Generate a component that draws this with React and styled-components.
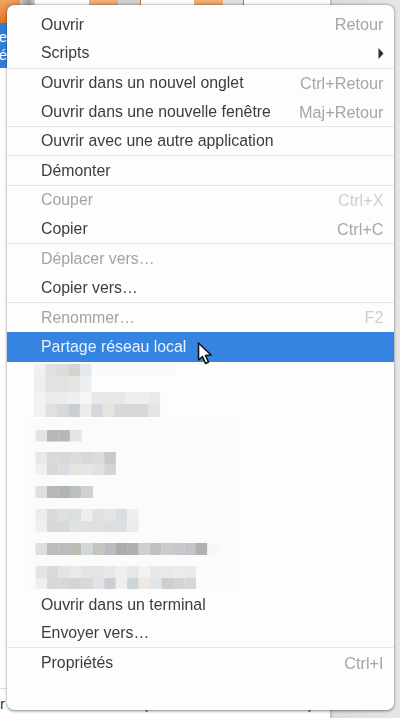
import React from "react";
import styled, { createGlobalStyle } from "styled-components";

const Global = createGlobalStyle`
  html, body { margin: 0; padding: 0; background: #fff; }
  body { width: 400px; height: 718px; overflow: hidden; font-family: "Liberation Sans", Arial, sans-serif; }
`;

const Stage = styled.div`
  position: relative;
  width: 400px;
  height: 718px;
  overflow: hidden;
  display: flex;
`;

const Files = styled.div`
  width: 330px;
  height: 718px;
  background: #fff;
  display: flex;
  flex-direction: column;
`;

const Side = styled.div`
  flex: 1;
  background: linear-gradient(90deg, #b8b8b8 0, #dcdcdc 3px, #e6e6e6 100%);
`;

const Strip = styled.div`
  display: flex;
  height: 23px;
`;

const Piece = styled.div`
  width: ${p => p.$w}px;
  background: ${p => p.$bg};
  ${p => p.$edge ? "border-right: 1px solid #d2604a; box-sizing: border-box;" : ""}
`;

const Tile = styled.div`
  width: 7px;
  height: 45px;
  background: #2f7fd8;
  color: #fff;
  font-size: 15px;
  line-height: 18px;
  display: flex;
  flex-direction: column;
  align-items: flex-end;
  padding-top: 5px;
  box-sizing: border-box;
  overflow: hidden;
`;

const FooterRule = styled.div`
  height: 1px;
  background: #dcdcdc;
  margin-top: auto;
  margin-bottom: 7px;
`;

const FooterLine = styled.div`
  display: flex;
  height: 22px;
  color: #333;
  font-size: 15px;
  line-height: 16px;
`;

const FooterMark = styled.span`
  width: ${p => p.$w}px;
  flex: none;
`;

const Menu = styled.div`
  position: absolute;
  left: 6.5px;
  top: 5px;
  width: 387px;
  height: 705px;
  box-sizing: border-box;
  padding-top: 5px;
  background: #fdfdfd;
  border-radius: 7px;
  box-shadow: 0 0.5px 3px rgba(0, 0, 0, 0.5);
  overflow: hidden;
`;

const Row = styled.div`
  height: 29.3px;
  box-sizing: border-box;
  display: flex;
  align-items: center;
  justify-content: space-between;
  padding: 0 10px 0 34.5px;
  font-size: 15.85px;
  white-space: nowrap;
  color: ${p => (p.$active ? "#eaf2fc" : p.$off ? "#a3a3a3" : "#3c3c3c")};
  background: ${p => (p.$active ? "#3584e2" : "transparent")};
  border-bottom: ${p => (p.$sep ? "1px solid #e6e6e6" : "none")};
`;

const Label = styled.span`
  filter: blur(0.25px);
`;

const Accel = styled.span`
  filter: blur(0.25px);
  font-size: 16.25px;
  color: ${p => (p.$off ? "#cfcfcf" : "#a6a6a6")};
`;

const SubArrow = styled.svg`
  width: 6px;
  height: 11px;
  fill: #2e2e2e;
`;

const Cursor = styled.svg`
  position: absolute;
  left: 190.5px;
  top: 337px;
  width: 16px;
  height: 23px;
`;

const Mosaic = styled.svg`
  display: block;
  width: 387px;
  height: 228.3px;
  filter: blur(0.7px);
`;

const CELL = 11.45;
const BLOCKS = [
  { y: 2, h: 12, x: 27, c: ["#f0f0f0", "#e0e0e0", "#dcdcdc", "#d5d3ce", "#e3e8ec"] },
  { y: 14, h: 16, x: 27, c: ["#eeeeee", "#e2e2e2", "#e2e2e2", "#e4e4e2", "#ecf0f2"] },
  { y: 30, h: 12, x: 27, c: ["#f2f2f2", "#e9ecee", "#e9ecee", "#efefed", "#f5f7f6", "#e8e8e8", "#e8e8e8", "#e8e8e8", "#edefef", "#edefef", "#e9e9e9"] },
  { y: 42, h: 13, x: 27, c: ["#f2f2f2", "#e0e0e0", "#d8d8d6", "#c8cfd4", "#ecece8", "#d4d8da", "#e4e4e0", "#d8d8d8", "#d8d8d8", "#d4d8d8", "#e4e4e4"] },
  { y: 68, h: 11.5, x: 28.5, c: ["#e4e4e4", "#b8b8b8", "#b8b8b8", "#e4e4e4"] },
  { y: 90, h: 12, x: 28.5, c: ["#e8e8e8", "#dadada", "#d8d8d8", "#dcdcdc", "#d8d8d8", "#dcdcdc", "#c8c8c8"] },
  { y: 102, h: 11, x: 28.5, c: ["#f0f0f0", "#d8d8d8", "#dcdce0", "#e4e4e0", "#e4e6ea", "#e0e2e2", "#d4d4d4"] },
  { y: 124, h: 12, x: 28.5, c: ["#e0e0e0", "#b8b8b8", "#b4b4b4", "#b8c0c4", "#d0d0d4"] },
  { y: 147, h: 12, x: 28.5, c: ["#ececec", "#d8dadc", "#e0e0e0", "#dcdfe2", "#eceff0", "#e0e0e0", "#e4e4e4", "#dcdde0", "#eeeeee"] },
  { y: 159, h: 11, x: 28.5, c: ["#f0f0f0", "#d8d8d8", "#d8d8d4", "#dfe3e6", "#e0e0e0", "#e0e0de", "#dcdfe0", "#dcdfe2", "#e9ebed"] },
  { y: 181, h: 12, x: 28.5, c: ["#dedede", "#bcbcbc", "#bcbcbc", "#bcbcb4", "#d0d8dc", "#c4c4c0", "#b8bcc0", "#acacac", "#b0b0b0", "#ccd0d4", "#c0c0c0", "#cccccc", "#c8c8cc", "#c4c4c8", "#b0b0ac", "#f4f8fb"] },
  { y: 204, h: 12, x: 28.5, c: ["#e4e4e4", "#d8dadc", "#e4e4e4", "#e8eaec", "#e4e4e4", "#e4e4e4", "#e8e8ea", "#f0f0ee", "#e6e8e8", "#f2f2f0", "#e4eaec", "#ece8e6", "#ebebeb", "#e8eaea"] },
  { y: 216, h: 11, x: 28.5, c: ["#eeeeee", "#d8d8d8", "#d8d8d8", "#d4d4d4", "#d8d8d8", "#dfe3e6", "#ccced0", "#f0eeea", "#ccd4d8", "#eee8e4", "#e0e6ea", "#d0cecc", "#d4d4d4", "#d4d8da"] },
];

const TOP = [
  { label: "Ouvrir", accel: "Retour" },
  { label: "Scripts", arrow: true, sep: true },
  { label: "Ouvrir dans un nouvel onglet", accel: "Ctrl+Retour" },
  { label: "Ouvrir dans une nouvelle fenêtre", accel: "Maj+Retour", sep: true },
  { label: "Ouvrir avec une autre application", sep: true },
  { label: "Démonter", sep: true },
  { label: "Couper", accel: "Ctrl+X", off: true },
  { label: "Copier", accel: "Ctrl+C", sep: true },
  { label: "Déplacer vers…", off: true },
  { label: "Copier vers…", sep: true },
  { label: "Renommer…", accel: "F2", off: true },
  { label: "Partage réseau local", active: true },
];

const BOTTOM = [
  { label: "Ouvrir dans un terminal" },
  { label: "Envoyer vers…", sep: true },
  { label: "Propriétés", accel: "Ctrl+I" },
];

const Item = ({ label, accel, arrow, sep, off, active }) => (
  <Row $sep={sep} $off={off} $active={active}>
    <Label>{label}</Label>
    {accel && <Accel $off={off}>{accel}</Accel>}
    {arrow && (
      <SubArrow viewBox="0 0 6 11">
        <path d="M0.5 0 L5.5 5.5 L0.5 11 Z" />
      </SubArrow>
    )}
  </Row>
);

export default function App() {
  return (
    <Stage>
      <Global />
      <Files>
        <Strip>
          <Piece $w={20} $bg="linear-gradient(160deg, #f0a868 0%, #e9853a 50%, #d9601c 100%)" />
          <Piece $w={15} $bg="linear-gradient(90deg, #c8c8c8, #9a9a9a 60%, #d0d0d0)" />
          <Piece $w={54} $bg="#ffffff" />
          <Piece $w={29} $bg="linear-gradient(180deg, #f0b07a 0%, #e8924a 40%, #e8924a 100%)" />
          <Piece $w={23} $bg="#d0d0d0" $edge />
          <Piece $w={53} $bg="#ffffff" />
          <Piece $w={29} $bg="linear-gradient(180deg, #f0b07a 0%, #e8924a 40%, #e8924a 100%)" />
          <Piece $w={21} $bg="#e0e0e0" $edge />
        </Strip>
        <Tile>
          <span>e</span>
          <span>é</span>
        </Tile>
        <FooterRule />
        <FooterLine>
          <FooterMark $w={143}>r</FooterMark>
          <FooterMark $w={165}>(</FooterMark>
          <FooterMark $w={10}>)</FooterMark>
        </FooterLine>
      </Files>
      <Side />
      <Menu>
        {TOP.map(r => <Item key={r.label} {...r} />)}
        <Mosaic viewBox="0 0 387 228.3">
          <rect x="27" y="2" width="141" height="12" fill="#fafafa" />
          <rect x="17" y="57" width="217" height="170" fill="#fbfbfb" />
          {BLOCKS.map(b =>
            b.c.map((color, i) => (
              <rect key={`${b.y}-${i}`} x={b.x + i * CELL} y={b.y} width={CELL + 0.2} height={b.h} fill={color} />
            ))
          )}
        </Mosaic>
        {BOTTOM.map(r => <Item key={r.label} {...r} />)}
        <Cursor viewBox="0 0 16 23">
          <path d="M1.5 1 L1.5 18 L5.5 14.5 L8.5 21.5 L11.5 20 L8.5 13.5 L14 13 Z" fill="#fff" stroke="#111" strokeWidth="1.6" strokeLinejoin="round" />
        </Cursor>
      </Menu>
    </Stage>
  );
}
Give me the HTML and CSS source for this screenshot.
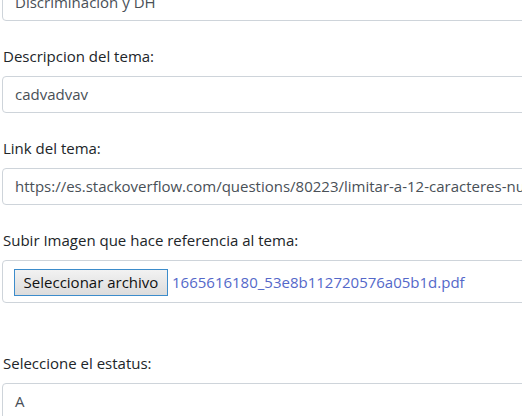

-- Stated exercise --
Tally the lines of the data that contain the string "components" and report the total alone.

-- Solved exercise --
2